*SUPPLIED MATERIAL*:
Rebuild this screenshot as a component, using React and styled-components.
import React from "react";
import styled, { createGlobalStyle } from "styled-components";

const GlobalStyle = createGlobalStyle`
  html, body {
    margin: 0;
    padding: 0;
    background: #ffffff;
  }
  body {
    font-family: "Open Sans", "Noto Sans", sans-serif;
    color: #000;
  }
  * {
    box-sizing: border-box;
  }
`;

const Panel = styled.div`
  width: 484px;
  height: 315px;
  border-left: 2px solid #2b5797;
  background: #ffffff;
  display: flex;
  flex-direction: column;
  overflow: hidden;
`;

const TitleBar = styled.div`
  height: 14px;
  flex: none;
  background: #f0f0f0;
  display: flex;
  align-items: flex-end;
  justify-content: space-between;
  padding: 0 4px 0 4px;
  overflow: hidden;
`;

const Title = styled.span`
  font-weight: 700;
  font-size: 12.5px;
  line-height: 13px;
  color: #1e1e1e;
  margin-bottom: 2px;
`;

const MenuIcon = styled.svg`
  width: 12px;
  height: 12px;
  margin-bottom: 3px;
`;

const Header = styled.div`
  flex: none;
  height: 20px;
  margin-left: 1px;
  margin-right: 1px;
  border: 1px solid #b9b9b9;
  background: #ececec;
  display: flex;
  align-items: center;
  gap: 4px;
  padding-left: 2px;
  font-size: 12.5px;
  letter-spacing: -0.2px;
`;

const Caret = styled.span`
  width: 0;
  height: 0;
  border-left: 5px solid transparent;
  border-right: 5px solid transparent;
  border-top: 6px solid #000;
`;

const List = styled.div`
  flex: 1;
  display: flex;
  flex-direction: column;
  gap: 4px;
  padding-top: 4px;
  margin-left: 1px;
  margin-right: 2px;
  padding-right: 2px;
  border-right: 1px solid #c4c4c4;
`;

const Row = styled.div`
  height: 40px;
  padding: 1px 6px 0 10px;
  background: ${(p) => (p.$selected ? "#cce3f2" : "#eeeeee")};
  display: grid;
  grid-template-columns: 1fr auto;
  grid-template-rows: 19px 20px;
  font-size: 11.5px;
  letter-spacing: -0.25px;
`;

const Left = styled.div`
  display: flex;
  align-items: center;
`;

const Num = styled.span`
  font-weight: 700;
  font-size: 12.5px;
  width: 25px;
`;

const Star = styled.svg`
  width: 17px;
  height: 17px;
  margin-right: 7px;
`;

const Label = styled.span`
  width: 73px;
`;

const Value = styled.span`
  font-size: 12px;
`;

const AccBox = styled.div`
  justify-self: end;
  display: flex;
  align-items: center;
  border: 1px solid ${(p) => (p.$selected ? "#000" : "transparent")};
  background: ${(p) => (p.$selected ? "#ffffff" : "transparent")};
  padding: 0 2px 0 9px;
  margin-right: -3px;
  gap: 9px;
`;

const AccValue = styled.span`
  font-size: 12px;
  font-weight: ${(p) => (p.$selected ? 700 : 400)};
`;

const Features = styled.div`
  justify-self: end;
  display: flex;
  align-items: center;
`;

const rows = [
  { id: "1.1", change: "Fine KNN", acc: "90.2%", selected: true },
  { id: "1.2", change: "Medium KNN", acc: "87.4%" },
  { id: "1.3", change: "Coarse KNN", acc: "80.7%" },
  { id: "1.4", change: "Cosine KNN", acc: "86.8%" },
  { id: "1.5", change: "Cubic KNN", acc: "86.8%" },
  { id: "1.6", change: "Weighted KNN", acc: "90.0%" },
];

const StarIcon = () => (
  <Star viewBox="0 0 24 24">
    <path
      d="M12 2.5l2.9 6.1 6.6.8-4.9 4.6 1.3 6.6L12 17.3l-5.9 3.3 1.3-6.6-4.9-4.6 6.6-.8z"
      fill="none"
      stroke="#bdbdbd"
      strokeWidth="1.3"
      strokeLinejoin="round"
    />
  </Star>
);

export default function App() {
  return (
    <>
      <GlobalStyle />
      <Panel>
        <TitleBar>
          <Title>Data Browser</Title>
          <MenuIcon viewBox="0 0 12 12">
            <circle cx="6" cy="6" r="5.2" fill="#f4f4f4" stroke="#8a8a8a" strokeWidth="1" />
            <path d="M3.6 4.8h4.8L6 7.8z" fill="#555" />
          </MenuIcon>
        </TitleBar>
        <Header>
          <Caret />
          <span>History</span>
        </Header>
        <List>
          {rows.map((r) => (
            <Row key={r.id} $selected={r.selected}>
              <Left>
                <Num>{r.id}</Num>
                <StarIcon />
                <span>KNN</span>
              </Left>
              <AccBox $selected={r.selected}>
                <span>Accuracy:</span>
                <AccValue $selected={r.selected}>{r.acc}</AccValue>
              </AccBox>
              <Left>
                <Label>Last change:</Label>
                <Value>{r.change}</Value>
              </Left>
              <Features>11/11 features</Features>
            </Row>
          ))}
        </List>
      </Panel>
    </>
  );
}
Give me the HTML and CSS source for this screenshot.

*SET PROBLEM*: Set every line of the listing down word for word.

*TASK RESPONSE*:
Rebuild this screenshot as a component, using React and styled-components.
import React from "react";
import styled, { createGlobalStyle } from "styled-components";

const GlobalStyle = createGlobalStyle`
  html, body {
    margin: 0;
    padding: 0;
    background: #ffffff;
  }
  body {
    font-family: "Open Sans", "Noto Sans", sans-serif;
    color: #000;
  }
  * {
    box-sizing: border-box;
  }
`;

const Panel = styled.div`
  width: 484px;
  height: 315px;
  border-left: 2px solid #2b5797;
  background: #ffffff;
  display: flex;
  flex-direction: column;
  overflow: hidden;
`;

const TitleBar = styled.div`
  height: 14px;
  flex: none;
  background: #f0f0f0;
  display: flex;
  align-items: flex-end;
  justify-content: space-between;
  padding: 0 4px 0 4px;
  overflow: hidden;
`;

const Title = styled.span`
  font-weight: 700;
  font-size: 12.5px;
  line-height: 13px;
  color: #1e1e1e;
  margin-bottom: 2px;
`;

const MenuIcon = styled.svg`
  width: 12px;
  height: 12px;
  margin-bottom: 3px;
`;

const Header = styled.div`
  flex: none;
  height: 20px;
  margin-left: 1px;
  margin-right: 1px;
  border: 1px solid #b9b9b9;
  background: #ececec;
  display: flex;
  align-items: center;
  gap: 4px;
  padding-left: 2px;
  font-size: 12.5px;
  letter-spacing: -0.2px;
`;

const Caret = styled.span`
  width: 0;
  height: 0;
  border-left: 5px solid transparent;
  border-right: 5px solid transparent;
  border-top: 6px solid #000;
`;

const List = styled.div`
  flex: 1;
  display: flex;
  flex-direction: column;
  gap: 4px;
  padding-top: 4px;
  margin-left: 1px;
  margin-right: 2px;
  padding-right: 2px;
  border-right: 1px solid #c4c4c4;
`;

const Row = styled.div`
  height: 40px;
  padding: 1px 6px 0 10px;
  background: ${(p) => (p.$selected ? "#cce3f2" : "#eeeeee")};
  display: grid;
  grid-template-columns: 1fr auto;
  grid-template-rows: 19px 20px;
  font-size: 11.5px;
  letter-spacing: -0.25px;
`;

const Left = styled.div`
  display: flex;
  align-items: center;
`;

const Num = styled.span`
  font-weight: 700;
  font-size: 12.5px;
  width: 25px;
`;

const Star = styled.svg`
  width: 17px;
  height: 17px;
  margin-right: 7px;
`;

const Label = styled.span`
  width: 73px;
`;

const Value = styled.span`
  font-size: 12px;
`;

const AccBox = styled.div`
  justify-self: end;
  display: flex;
  align-items: center;
  border: 1px solid ${(p) => (p.$selected ? "#000" : "transparent")};
  background: ${(p) => (p.$selected ? "#ffffff" : "transparent")};
  padding: 0 2px 0 9px;
  margin-right: -3px;
  gap: 9px;
`;

const AccValue = styled.span`
  font-size: 12px;
  font-weight: ${(p) => (p.$selected ? 700 : 400)};
`;

const Features = styled.div`
  justify-self: end;
  display: flex;
  align-items: center;
`;

const rows = [
  { id: "1.1", change: "Fine KNN", acc: "90.2%", selected: true },
  { id: "1.2", change: "Medium KNN", acc: "87.4%" },
  { id: "1.3", change: "Coarse KNN", acc: "80.7%" },
  { id: "1.4", change: "Cosine KNN", acc: "86.8%" },
  { id: "1.5", change: "Cubic KNN", acc: "86.8%" },
  { id: "1.6", change: "Weighted KNN", acc: "90.0%" },
];

const StarIcon = () => (
  <Star viewBox="0 0 24 24">
    <path
      d="M12 2.5l2.9 6.1 6.6.8-4.9 4.6 1.3 6.6L12 17.3l-5.9 3.3 1.3-6.6-4.9-4.6 6.6-.8z"
      fill="none"
      stroke="#bdbdbd"
      strokeWidth="1.3"
      strokeLinejoin="round"
    />
  </Star>
);

export default function App() {
  return (
    <>
      <GlobalStyle />
      <Panel>
        <TitleBar>
          <Title>Data Browser</Title>
          <MenuIcon viewBox="0 0 12 12">
            <circle cx="6" cy="6" r="5.2" fill="#f4f4f4" stroke="#8a8a8a" strokeWidth="1" />
            <path d="M3.6 4.8h4.8L6 7.8z" fill="#555" />
          </MenuIcon>
        </TitleBar>
        <Header>
          <Caret />
          <span>History</span>
        </Header>
        <List>
          {rows.map((r) => (
            <Row key={r.id} $selected={r.selected}>
              <Left>
                <Num>{r.id}</Num>
                <StarIcon />
                <span>KNN</span>
              </Left>
              <AccBox $selected={r.selected}>
                <span>Accuracy:</span>
                <AccValue $selected={r.selected}>{r.acc}</AccValue>
              </AccBox>
              <Left>
                <Label>Last change:</Label>
                <Value>{r.change}</Value>
              </Left>
              <Features>11/11 features</Features>
            </Row>
          ))}
        </List>
      </Panel>
    </>
  );
}
Give me the HTML and CSS source for this screenshot.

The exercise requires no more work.